A woman walks past a Standard Chartered bank in Beijing. Reuters
HONG KONG: Fears over a slowdown in Chinese economic growth and the impact of the Sino-United States trade tensions are “receding a bit”, the chief executive of London-based bank Standard Chartered, which makes the bulk of its revenue in Asia, said.
Last month, the lender unveiled plans to double returns and dividends in three years by cutting $700 million in costs and boosting income, even though it missed its previous targets in tough market conditions.

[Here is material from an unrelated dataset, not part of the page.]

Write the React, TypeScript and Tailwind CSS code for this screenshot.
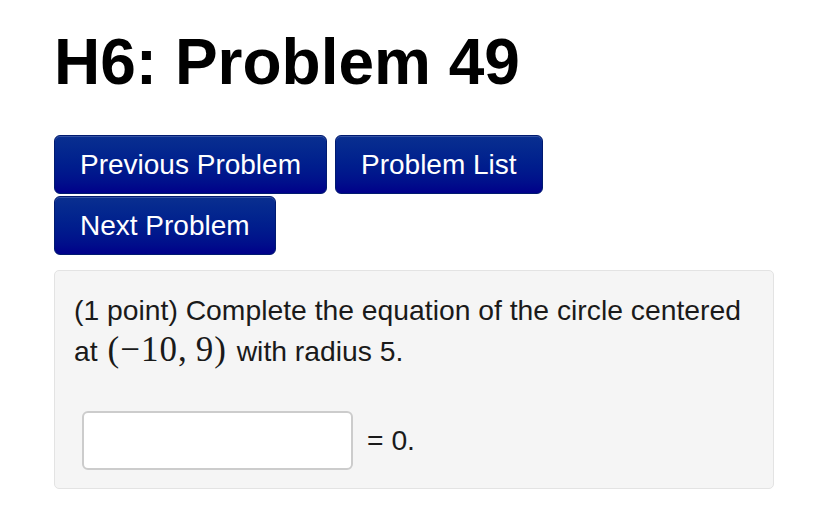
import React from 'react';

const sans = { fontFamily: '"Liberation Sans", Arial, sans-serif' };

function NavButton({ label }: { label: string }) {
  return (
    <button
      className="h-[59px] rounded-[6px] border border-[#001a70] bg-gradient-to-b from-[#0a2f90] to-[#00008a] px-[25px] text-[28px] leading-[40px] text-white shadow-[inset_0_1px_0_rgba(255,255,255,0.18)]"
    >
      {label}
    </button>
  );
}

export default function App() {
  return (
    <div className="min-h-[505px] w-[828px] bg-white pl-[54px] pt-[26px] text-[#1a1a1a]" style={sans}>
      <h1 className="text-[64px] font-bold leading-[72px] text-black">H6: Problem 49</h1>

      <div className="mt-[37px] flex w-[500px] flex-wrap gap-x-[8px] gap-y-[2px]">
        <NavButton label="Previous Problem" />
        <NavButton label="Problem List" />
        <NavButton label="Next Problem" />
      </div>

      <div className="mt-[15px] h-[219px] w-[720px] rounded-[5px] border border-[#e3e3e3] bg-[#f5f5f5] px-[19px] pt-[19px]">
        <p className="text-[28.3px] leading-[40px]">
          (1 point) Complete the equation of the circle centered
          <br />
          at{' '}
          <span
            className="mx-[2px] text-[35px] leading-[40px] tracking-[1px]"
            style={{ fontFamily: '"Liberation Serif", "Times New Roman", serif' }}
          >
            (−10,&thinsp;9)
          </span>{' '}
          with radius 5.
        </p>

        <div className="mt-[40px] flex items-center text-[28.3px]">
          <input
            type="text"
            className="ml-[8px] h-[59px] w-[271px] rounded-[6px] border-2 border-[#cccccc] bg-white"
          />
          <span className="ml-[14px]">= 0.</span>
        </div>
      </div>
    </div>
  );
}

The 150-year-old group’s latest plans, however, coincided with a risk of a slowdown in its core emerging markets due to the trade war as well as economic uncertainties in China and Britain, two of its main markets.
“We had plenty of concerns in the second half of last year looking at the market data in China — slowing growth and the impact of trade wars,” StanChart CEO Bill Winters said on Tuesday at the Credit Suisse Asian Investment Conference in Hong Kong.

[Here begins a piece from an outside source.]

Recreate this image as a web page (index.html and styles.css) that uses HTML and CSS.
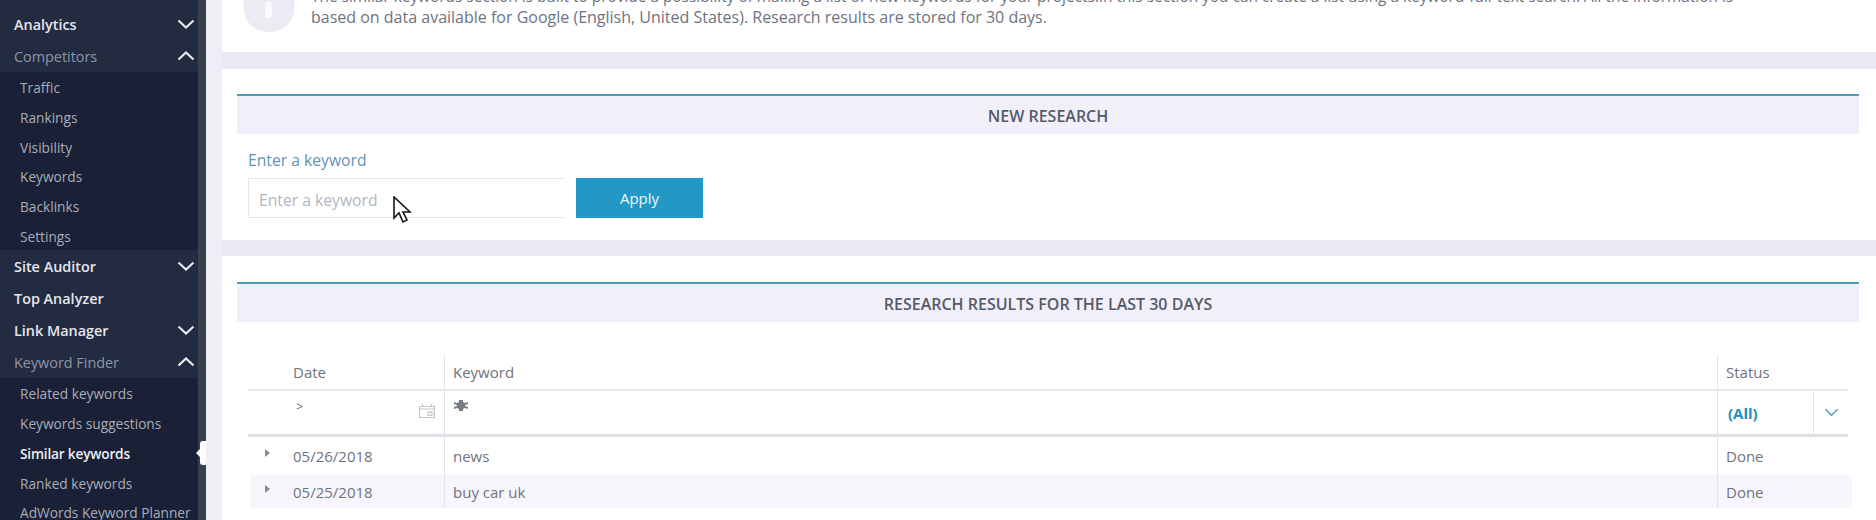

“Those fears are receding a bit, partly because it looks like a deal is achievable and partly because China has taken relatively modest actions to re-stimulate its economy,” he said. “We feel quite good about China.” Global investors are closely watching Beijing’s policy reaction as economic growth cools further from last year’s 28-year low, amid months of intense negotiations between Washington and Beijing aimed at ending their trade dispute.
Since July 2018, the United States has imposed duties on $250 billion worth of Chinese imports, including $50 billion in technology and industrial goods at 25 per cent, and $200 billion of other products at 10 per cent.
China has hit back with tariffs on about $110 billion worth of US goods, including soybeans and other commodities.